The facts found are not full enough to at all justify this Court
in dealing with this problem of a replacement fund.
There should be a full report upon past depreciation, past
expense for reconstruction or replacement, and past operating
expenses, including current repairs. We should be advised as to the
gross receipts for recent years and just how these receipts have
been expended. Then the amount to be set aside for future
depreciation will depend upon the character and probable life of
the property and the method adopted in the past to preserve the
property. It can be readily seen that the amount to be annually set
aside may be such as to forbid rate reductions because of the
requirement of such a fund. The matter is one first for a skilled
master, who should make a full report upon the value of the
property, the receipts and the expenses of operation, and the sums
paid out on reconstruction
Page 223 U. S. 365
and replacements, and in dividends in recent years.
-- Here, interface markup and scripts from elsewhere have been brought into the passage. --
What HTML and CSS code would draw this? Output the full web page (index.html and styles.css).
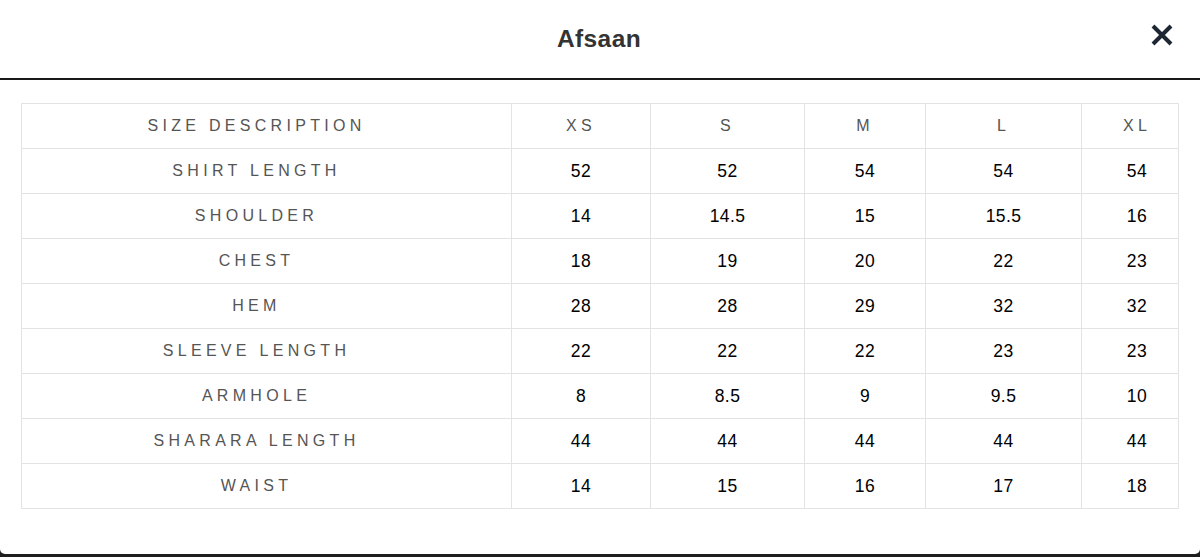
FILE: index.html
```html
<!DOCTYPE html>
<html lang="en">
<head>
<meta charset="utf-8">
<title>Afsaan – Size Chart</title>
<link rel="stylesheet" href="styles.css">
</head>
<body>
<div class="modal">
  <header class="modal-header">
    <h2 class="modal-title">Afsaan</h2>
    <button class="close" aria-label="Close">
      <svg width="24" height="24" viewBox="0 0 24 24"><path d="M3 3 L21 21 M21 3 L3 21" stroke="#1d2733" stroke-width="4" stroke-linecap="butt" fill="none"/></svg>
    </button>
  </header>
  <div class="modal-body">
    <table class="size-table">
      <colgroup>
        <col class="c1"><col class="c2"><col class="c3"><col class="c4"><col class="c5"><col class="c6">
      </colgroup>
      <thead>
        <tr><th class="label">Size Description</th><th>XS</th><th>S</th><th>M</th><th>L</th><th class="last">XL</th></tr>
      </thead>
      <tbody>
        <tr><td class="label">Shirt Length</td><td>52</td><td>52</td><td>54</td><td>54</td><td class="last">54</td></tr>
        <tr><td class="label">Shoulder</td><td>14</td><td>14.5</td><td>15</td><td>15.5</td><td class="last">16</td></tr>
        <tr><td class="label">Chest</td><td>18</td><td>19</td><td>20</td><td>22</td><td class="last">23</td></tr>
        <tr><td class="label">Hem</td><td>28</td><td>28</td><td>29</td><td>32</td><td class="last">32</td></tr>
        <tr><td class="label">Sleeve Length</td><td>22</td><td>22</td><td>22</td><td>23</td><td class="last">23</td></tr>
        <tr><td class="label">Armhole</td><td>8</td><td>8.5</td><td>9</td><td>9.5</td><td class="last">10</td></tr>
        <tr><td class="label">Sharara Length</td><td>44</td><td>44</td><td>44</td><td>44</td><td class="last">44</td></tr>
        <tr><td class="label">Waist</td><td>14</td><td>15</td><td>16</td><td>17</td><td class="last">18</td></tr>
      </tbody>
    </table>
  </div>
</div>
</body>
</html>
```

FILE: styles.css
```css
html, body {
  margin: 0;
  padding: 0;
  height: 100%;
}
body {
  background: #1e1e1e;
  font-family: "Liberation Sans", Arial, sans-serif;
  overflow: hidden;
}
.modal {
  background: #fff;
  height: 554px;
  border-radius: 0 0 5px 5px;
  display: flex;
  flex-direction: column;
}
.modal-header {
  height: 78px;
  border-bottom: 2px solid #1a1a1a;
  display: flex;
  align-items: center;
  justify-content: center;
  position: relative;
}
.modal-title {
  margin: 0 0 0 -2px;
  font-size: 24.5px;
  font-weight: bold;
  color: #333;
  letter-spacing: 0.4px;
}
.close {
  position: absolute;
  right: 26px;
  top: 23px;
  width: 24px;
  height: 24px;
  padding: 0;
  border: 0;
  background: none;
  cursor: pointer;
}
.close svg { display: block; }
.modal-body {
  padding: 23px 22px 0 21px;
}
.size-table {
  width: 1157px;
  border-collapse: collapse;
  table-layout: fixed;
}
.c1 { width: 490px; }
.c2 { width: 139px; }
.c3 { width: 154px; }
.c4 { width: 121px; }
.c5 { width: 156px; }
.c6 { width: 97px; }
.size-table th,
.size-table td {
  height: 44px;
  padding: 0;
  border: 1px solid #e3e3e3;
  text-align: center;
  vertical-align: middle;
  font-size: 17.5px;
  color: #000;
  font-weight: normal;
  letter-spacing: 0.4px;
}
.size-table th {
  text-transform: uppercase;
  color: #555;
  font-size: 16px;
  letter-spacing: 4.3px;
}
.size-table .label {
  text-transform: uppercase;
  color: #555;
  font-size: 16px;
  letter-spacing: 4.3px;
  padding-right: 20px;
}
.size-table .last {
  padding-left: 14px;
}
```
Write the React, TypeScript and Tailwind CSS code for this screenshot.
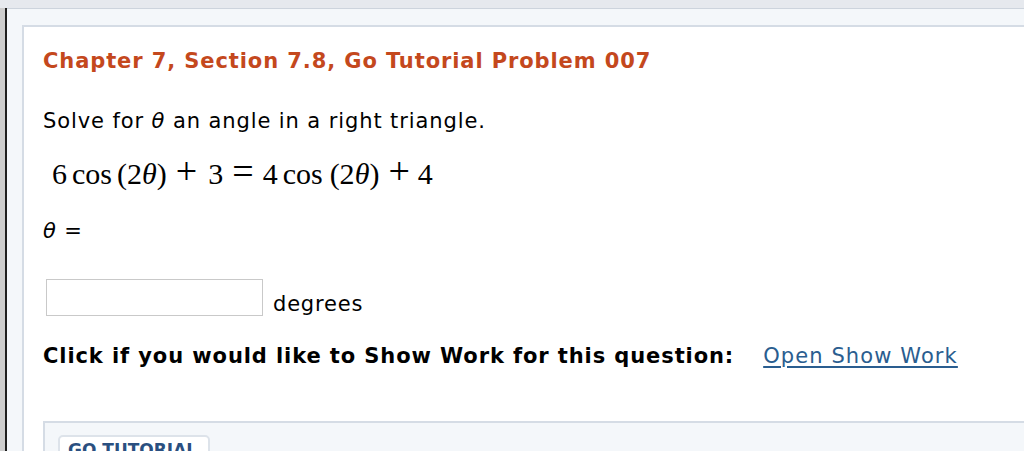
import React from "react";

export default function App() {
  const sans = { fontFamily: '"DejaVu Sans", Verdana, sans-serif' };
  return (
    <div className="w-[1024px] h-[451px] overflow-hidden bg-[#e6e9ee] flex flex-col" style={sans}>
      <div className="h-[8px] shrink-0" />
      <div className="flex flex-1 min-h-0">
        <div className="w-[5px] bg-[#cdcdcd] shrink-0" />
        <div className="w-[2px] bg-[#1e1e1e] shrink-0" />
        <div className="flex-1 bg-[#f4f7fa] border-t border-[#cdd4dd] pt-[16px] pl-[15px] flex flex-col min-h-0">
          <div className="flex-1 bg-white border-t-2 border-l-2 border-[#d5dce5] pl-[19px] pt-[20px] flex flex-col">
            <h1 className="text-[21px] leading-[28px] font-bold text-[#c4481d] tracking-[0.9px]">
              Chapter 7, Section 7.8, Go Tutorial Problem 007
            </h1>
            <p className="mt-[33px] text-[21px] leading-[26px] text-black tracking-[0.9px]">
              Solve for <i className="italic">θ</i> an angle in a right triangle.
            </p>
            <div
              className="mt-[20px] ml-[9px] text-[30px] leading-[34px] text-black whitespace-nowrap"
              style={{ fontFamily: '"Liberation Serif", "Times New Roman", serif' }}
            >
              <span>6</span>
              <span className="ml-[5px]">cos</span>
              <span className="ml-[5px]">(2<i>θ</i>)</span>
              <span className="ml-[9px] text-[38px] leading-[34px]">+</span>
              <span className="ml-[11px]">3</span>
              <span className="ml-[9px] text-[38px] leading-[34px]">=</span>
              <span className="ml-[9px]">4</span>
              <span className="ml-[5px]">cos</span>
              <span className="ml-[7px]">(2<i>θ</i>)</span>
              <span className="ml-[9px] text-[38px] leading-[34px]">+</span>
              <span className="ml-[8px]">4</span>
            </div>
            <p className="mt-[27px] text-[21px] leading-[26px] text-black tracking-[0.9px]">
              <i>θ</i> =
            </p>
            <div className="mt-[35px] ml-[3px] flex items-end">
              <div className="w-[217px] h-[37px] border border-[#c9c9c9] bg-white shrink-0" />
              <span className="ml-[10px] text-[21px] leading-[24px] text-black tracking-[0.8px]">degrees</span>
            </div>
            <div className="mt-[27px] flex items-baseline">
              <span className="text-[21px] leading-[26px] font-bold text-black tracking-[0.9px]">
                Click if you would like to Show Work for this question:
              </span>
              <a className="ml-[29px] text-[21px] leading-[26px] text-[#2a5d8f] underline underline-offset-[3px] tracking-[1.1px]">
                Open Show Work
              </a>
            </div>
            <div className="mt-[52px] flex-1 bg-[#f4f7fa] border-t-2 border-l-2 border-[#d5dce5] pl-[13px] pt-[12px]">
              <button className="h-[34px] w-[152px] bg-white border-2 border-[#dde3ea] rounded-[5px] text-[17px] leading-[26px] font-bold text-[#2a4f80] text-left pl-[8px] pt-0 flex items-start whitespace-nowrap overflow-hidden">
                GO TUTORIAL
              </button>
            </div>
          </div>
        </div>
      </div>
    </div>
  );
}
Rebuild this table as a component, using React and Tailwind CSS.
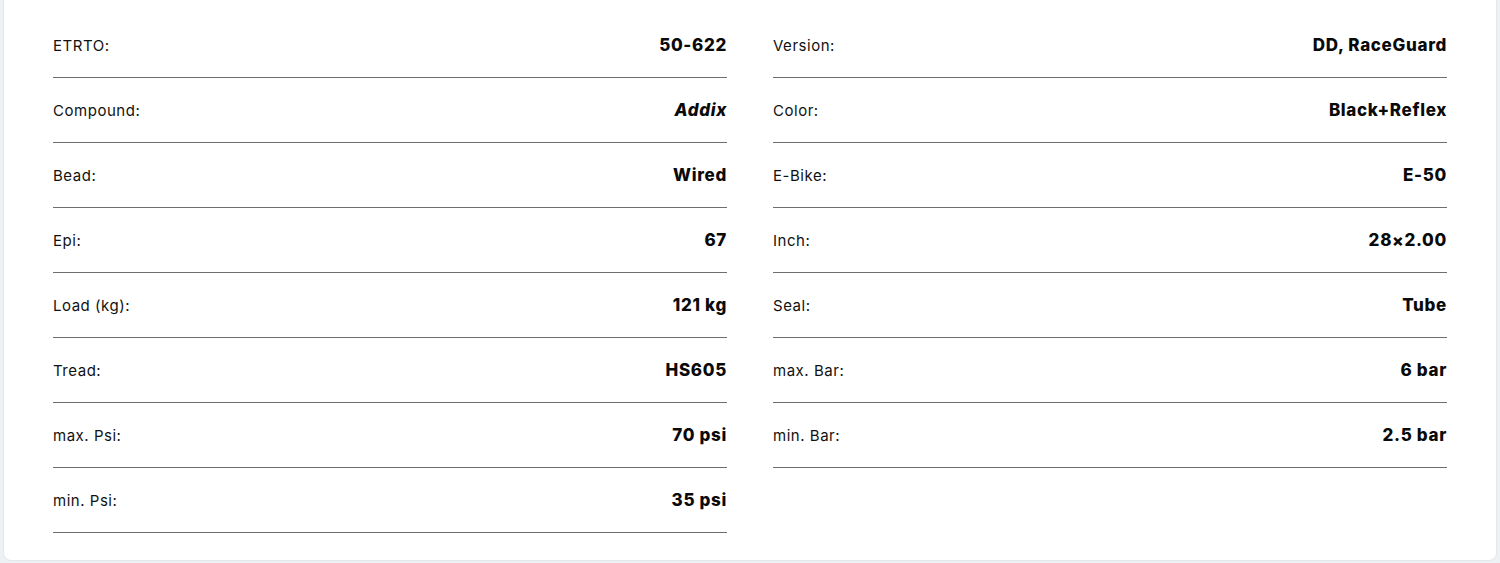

For the reasons indicated, we direct that the decree be
Reversed, and the cause remanded to the district court to
refer the case to a competent and skilled master, to report fully
his findings upon all of the questions raised by either party,
separately, and with leave to both parties to take any additional
evidence they may wish within a time to be fixed by the court, and
that that court, upon such report, proceed as equity shall
require.
It is further ordered for the protection of all parties that
the injunction granted in the court below continue in force until
final decree there, upon condition that the appellant enter into a
new bond, with sureties satisfactory to the court below, to account
for all overcharges to consumers since the original restraining
order, in the event the ordinance shall be sustained, and that, if
such bond be not made within twenty days after the filing of the
mandate, that the injunction stand dissolved.